Second-quarter earnings season has arrived with several reports Friday from the financial sector. The coming week is also busy with names such as Netflix (NFLX), Bank of America (BAC), United Continental (UAL) and Visa (V) set to report.
Some could present compelling call-option trades.
An option strategy introduced by IBD helps minimize risk around earnings. Buy shares of a stock just before earnings, and you’re not protected if the stock gaps down in price. With options, the downside risk is limited by the amount paid for the contract.
A call option is bought with the expectation that a stock is heading higher in price. Put options are bearish bets on a stock. One call-option contract gives the holder the right, but not the obligation, to buy 100 shares of a stock at a specified price. One put-option contract gives the holder the right to sell 100 shares of a stock at a specified price.

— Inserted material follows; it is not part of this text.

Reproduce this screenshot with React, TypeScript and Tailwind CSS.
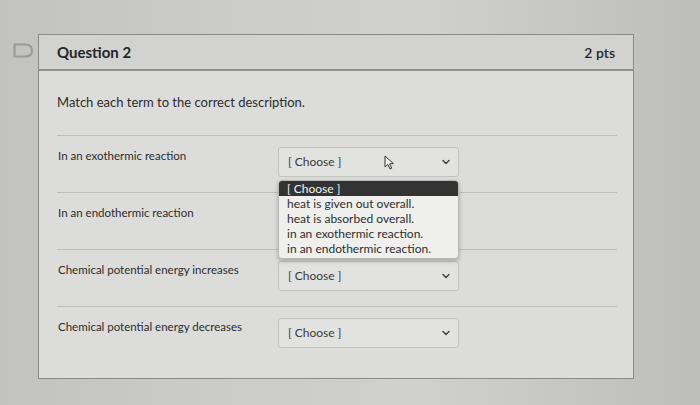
import { ChevronDown } from 'lucide-react';

const rows = [
  { label: 'In an exothermic reaction', open: true },
  { label: 'In an endothermic reaction', hidden: true },
  { label: 'Chemical potential energy increases' },
  { label: 'Chemical potential energy decreases' },
];

const options = [
  'heat is given out overall.',
  'heat is absorbed overall.',
  'in an exothermic reaction.',
  'in an endothermic reaction.',
];

function Select({ open }: { open?: boolean }) {
  return (
    <div className="relative w-[181px]">
      <div className="h-[30px] flex items-center justify-between pl-[9px] pr-[6px] bg-[#e2e2e0] border border-[#c2c2c0] rounded-[3px] text-[12px] text-[#3a3a3a]">
        <span>[ Choose ]</span>
        <ChevronDown size={12} strokeWidth={3} className="text-[#444]" />
      </div>
      {open && (
        <>
          {/* mouse pointer */}
          <svg width="11" height="15" viewBox="0 0 11 15" className="absolute left-[106px] top-[8px]">
            <path d="M1 1 L1 12 L3.8 9.4 L6 14 L7.8 13.2 L5.6 8.8 L9.4 8.6 Z" fill="#f2f2f2" stroke="#333" strokeWidth="1" strokeLinejoin="round" />
          </svg>
          <div className="absolute left-0 top-[33px] w-[181px] bg-[#efefed] border border-[#b8b8b6] rounded-[4px] shadow-[0_2px_4px_rgba(0,0,0,0.25)] overflow-hidden text-[12px] leading-[15px] text-[#2e2e2e] z-10">
            <div className="bg-[#333333] text-[#f2f2f2] px-[8px]">[ Choose ]</div>
            {options.map((o) => (
              <div key={o} className="px-[8px]">{o}</div>
            ))}
            <div className="h-[2px]" />
          </div>
        </>
      )}
    </div>
  );
}

export default function App() {
  return (
    <div
      className="w-[700px] h-[405px] overflow-hidden pt-[34px] bg-[linear-gradient(90deg,#c2c2c0_0%,#cbcbc9_30%,#d0d0ce_60%,#bdbdbb_100%)]"
      style={{ fontFamily: 'Lato, "Open Sans", sans-serif' }}
    >
      <div className="flex">
        <div className="w-[38px] pt-[9px] pl-[13px]">
          <svg width="21" height="15" viewBox="0 0 21 15">
            <path d="M1.5 1.5 H12 Q19 1.5 19 7.5 Q19 13.5 12 13.5 H1.5 Z" fill="none" stroke="#9a9a9a" strokeWidth="2.2" strokeLinejoin="round" />
          </svg>
        </div>
        <div className="w-[596px] h-[345px] border border-[#8a8a88] bg-[#dcdcda] flex flex-col">
          <div className="h-[36px] flex items-center justify-between pl-[18px] pr-[18px] bg-[#d2d2d0] border-b-2 border-[#8f8f8d]">
            <span className="text-[15px] font-bold text-[#262626]">Question 2</span>
            <span className="text-[14px] font-semibold text-[#262626]">2 pts</span>
          </div>
          <div className="pl-[18px] pr-[16px] pt-[22px]">
            <p className="text-[13px] text-[#2c2c2c] mb-[22px]">Match each term to the correct description.</p>
            {rows.map((r) => (
              <div key={r.label} className="flex h-[57px] pt-[11px] border-t border-[#bdbdbb]">
                <div className="w-[221px] pl-[1px] text-[11.5px] text-[#2c2c2c]">{r.label}</div>
                {!r.hidden && <Select open={r.open} />}
              </div>
            ))}
          </div>
        </div>
      </div>
    </div>
  );
}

Stocks typically trade weekly and/or monthly options, and every contract comes with an expiration date.
In the latest week, a few financial stocks with healthy charts presented low-risk call-option trades ahead of earnings.
JPMorgan (JPM) was holding near highs and in buy range from a 94.08 buy point ahead of its Friday earnings report.
When shares were trading around 92.75 Thursday, a slightly out-of-the-money weekly call option with a 93 strike price (July 21 expiration) came with a premium of around $1.08, presenting a trade with extremely low downside risk of 1.1% ($1.08/92.75). Downside risk was also quite low in contracts with July 28 and Aug. 4 expirations. Keep in mind, when premiums are priced this cheap, it’s a case of caveat emptor because with low risk often comes low reward. On Friday, shares were trading under 92, down nearly 1.5%.
One contract for the right to buy 100 shares of JPMorgan at 93 came at a cost of just $108, excluding commission. Always target trades with downside risk of 4% or less. Again, the maximum loss on this trade if JPMorgan had tanked was the amount paid for the contract ($108).
When shares were trading around 127.50, an out-of-the-money monthly call option with a 130 strike price (expiring July 21) came with an extremely cheap premium of 0.85, presenting a trade with downside risk of less than 1% (0.85/127.50). You could also look at an in-the-money strike price of 125. This contract offered a premium of $3.50, presenting a trade with downside risk of 2.7%. Early Friday, shares were trading around 126.62, down 0.6%.
Barracuda Networks (CUDA) was noted as a possible put-option trade ahead of its July 10 earnings report, when it was getting repeated resistance at the 200-day moving average. Price action like this is usually indicative of weak buying demand, but its technical health improved quite a bit when shares jumped 5.5% in heavy volume on July 7. The bullish gain disqualified it as a put-option play.
The coming week has some potential option trades to consider.
Netflix reports Monday after the close. It’s been working on a flat base with an entry at 166.97. In the latest week, when shares were trading around 157.75, a weekly call option with a 160 strike price came with a premium of $5.70, presenting a trade with 3.6%, near the high end of the threshold of 4% or less.
Bank of America, which reports Tuesday before the open, is working on a cup-with-handle base with a 25.21 buy point; United reports Tuesday after the close. It’s carving a flat base with an 83.14 buy point. Athenaheath is getting support at the 10-week moving average ahead of its earnings report Thursday after the close. Microsoft and Visa are near highs as they work on flat bases. Both report Thursday after the close.
For companies reporting after the close, scan option prices a couple of hours before the close. For companies that report before the open, scan prices late in the prior day’s session.